I dont have anymore the exact numbers, usually when you have around 1000 commands/calls you won't really feel a difference, in that case even using std::sort is fast enough and there's no point in using radix sort, however when you go over 10k commands/calls you'll feel it (can be up to a msec on the dispatch side).

You can check this great post that provides numbers (see part 4): https://blog.molecular-matters.com/2014/11/06/stateless-laye...

The performance should be very similar and it even goes further by adding thread local storage to reduce false sharing even more, which I didn't add but should be considered as it's easy to do.

dragontamer · on June 17, 2019

Okay, now that I've had some time to look at other things and come back to this, lemme offer some more detailed questions.

COMMAND_QUAL::addCommand uses fetch_add(1, std::memory_order_relaxed); It seems like this is sufficient for memory-consistency for the list, but I'm worried about the eventual sort() command.
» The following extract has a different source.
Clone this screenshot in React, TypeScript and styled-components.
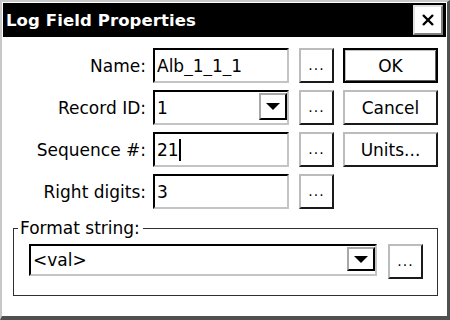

In particular, your update in "addCommand" is as follows:

    const uint32_t currentIndex = m_currentIndex.fetch_add(1, boost::memory_order_relaxed);
    // asserts removed
    CommandPair& pair = m_commands[currentIndex];
    pair.cmd = packet;
    pair.key = key;

How does COMMAND_QUAL::sort() know that the other threads are "done adding" and that pair.key is a valid value for comparison? My race-condition would be "sort" has been called, while some thread is still setting pair.key=key, which may corrupt the command/key packet.

-----------

EDIT: Oh, you answered this in your blogpost. Lol. You assume that the user waits and safely calls sort after waiting.

Okay, that's perfectly acceptable in my eyes. I'll leave this post up for discussion purposes, even if I answered my own question.

tuxalin · on June 18, 2019

Correct, you could also use a double buffering approach to avoid that, if possible, depending on your use case. Feel free to reach out if you have any other questions.